The Impact of the 5 Top Security Incidents of 2011

As cybersecurity becomes even more pressing to businesses of all sizes and industries, security experts continue to examine the responses of several large companies over the past year that have fallen victim to cyber attack — some successful, some not! Below are the top 5 security incidents of 2011, according to, and their effect upon the online community:

1. Sony: April 2011 saw the Sony Website being breached by hackers and user data being stolen. After this event, the Sony network was down for over a month, as computer engineers rebuilt a new network. The overall effect of the Sony debacle was decreased customer trust, as customers were mostly left in the dark about what was going on during the entire attack and recovery process.
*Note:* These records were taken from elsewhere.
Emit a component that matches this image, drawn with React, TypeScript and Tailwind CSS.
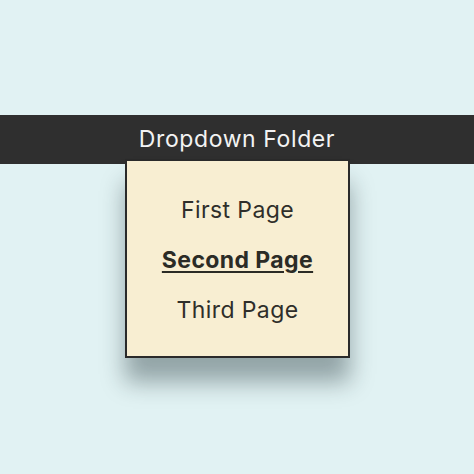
import React from "react";

const pages = [
  { label: "First Page", active: false },
  { label: "Second Page", active: true },
  { label: "Third Page", active: false },
];

export default function App() {
  return (
    <div
      className="w-[474px] h-[474px] bg-[#e1f2f3] flex flex-col pt-[115px]"
      style={{ fontFamily: "Inter, 'Noto Sans', sans-serif" }}
    >
      {/* Barra superior */}
      <div className="h-[49px] bg-[#2f2f2f] flex justify-center items-center">
        <span className="text-[23px] text-[#f3f3f3] tracking-[0.6px]">
          Dropdown Folder
        </span>
      </div>

      {/* Menú desplegable */}
      <div className="-mt-[5px] ml-[125px] w-[225px] h-[199px] bg-[#f8eed2] border-2 border-[#2a2a2a] shadow-[0_24px_22px_rgba(20,40,45,0.38)] flex flex-col items-center pt-[35px] gap-[22px]">
        {pages.map((p) => (
          <span
            key={p.label}
            className={
              p.active
                ? "text-[23px] leading-[28px] font-bold text-[#2b2b26] tracking-[0.4px] underline underline-offset-[3px] decoration-2"
                : "text-[23px] leading-[28px] text-[#2f2e2a] tracking-[0.4px]"
            }
          >
            {p.label}
          </span>
        ))}
      </div>
    </div>
  );
}
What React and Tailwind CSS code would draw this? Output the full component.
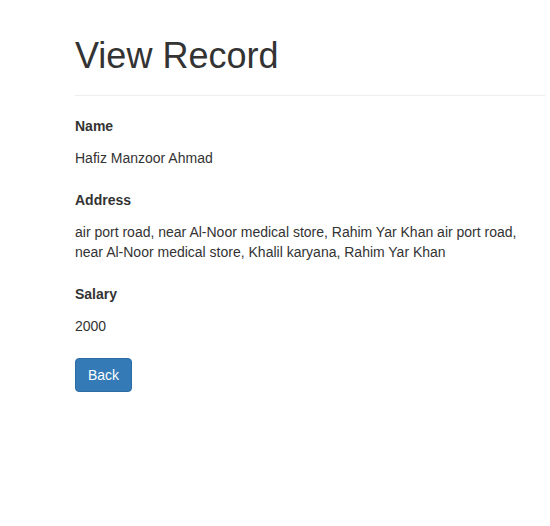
export default function App() {
  return (
    <div className="min-h-[526px] bg-white pt-[36px] pl-[75px] pr-[5px] text-[14px] leading-[20px] text-[#333] font-['Liberation_Sans',Arial,sans-serif]">
      <div className="mb-[20px] pb-[9px] border-b border-[#eee]">
        <h1 className="mb-[10px] text-[36px] leading-[39.6px] font-normal">View Record</h1>
      </div>

      <div className="mb-[15px]">
        <label className="block mb-[5px] font-bold">Name</label>
        <p className="py-[7px] min-h-[34px]">Hafiz Manzoor Ahmad</p>
      </div>

      <div className="mb-[15px]">
        <label className="block mb-[5px] font-bold">Address</label>
        <p className="py-[7px] min-h-[34px]">
          air port road, near Al-Noor medical store, Rahim Yar Khan air port road, near Al-Noor medical store, Khalil karyana, Rahim Yar Khan
        </p>
      </div>

      <div className="mb-[15px]">
        <label className="block mb-[5px] font-bold">Salary</label>
        <p className="py-[7px] min-h-[34px]">2000</p>
      </div>

      <button className="px-[12px] py-[6px] rounded-[4px] border border-[#2e6da4] bg-[#337ab7] text-white text-[14px] leading-[20px]">
        Back
      </button>
    </div>
  );
}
Sony also disseminated misinformation and tried to shift blame from its own lack of preparedness. Sony’s response to the cyber attacks showed companies what not to do in a similar situation.

2. Microsoft: In a partnership with federal law enforcement, Microsoft helped take down the malware ring called Rustock. Though its seizer of C&C nodes raised a ton of issues about privacy, Microsoft’s actions showed the importance of sending a clear message to those practicing illegal activity online.

3. Anonymous/Lulzsec: 2011 was the year of Hacktivism, as the Internet hacker groups Anonymous and Lulzsec attacked both government and corporation Websites to get their message across. And while their message was not always very clear, they did prove that they could pursue their agenda, bereft of money, and get their point across.

4. Mobile Threats: With the increasing numbers of smartphones and mobile devices in 2011, security concerns associated with those devices continue to increase. Mobile device owners need to be more careful than ever with their private information. Luckily, companies will be catering more to just such security issues during 2012.

5. Stuxnet: During a 10-month period in 2011, facilities suspected of enriching weapons-grade uranium were damaged by the Stuxnet worm. While initially it was thought that the virus had originated in the U.S. or Israel, the true perpetrator may never be known, as no one has stepped forward. One thing is clear; the battle lines have been drawn, not on a physical battlefield, but in cyber space.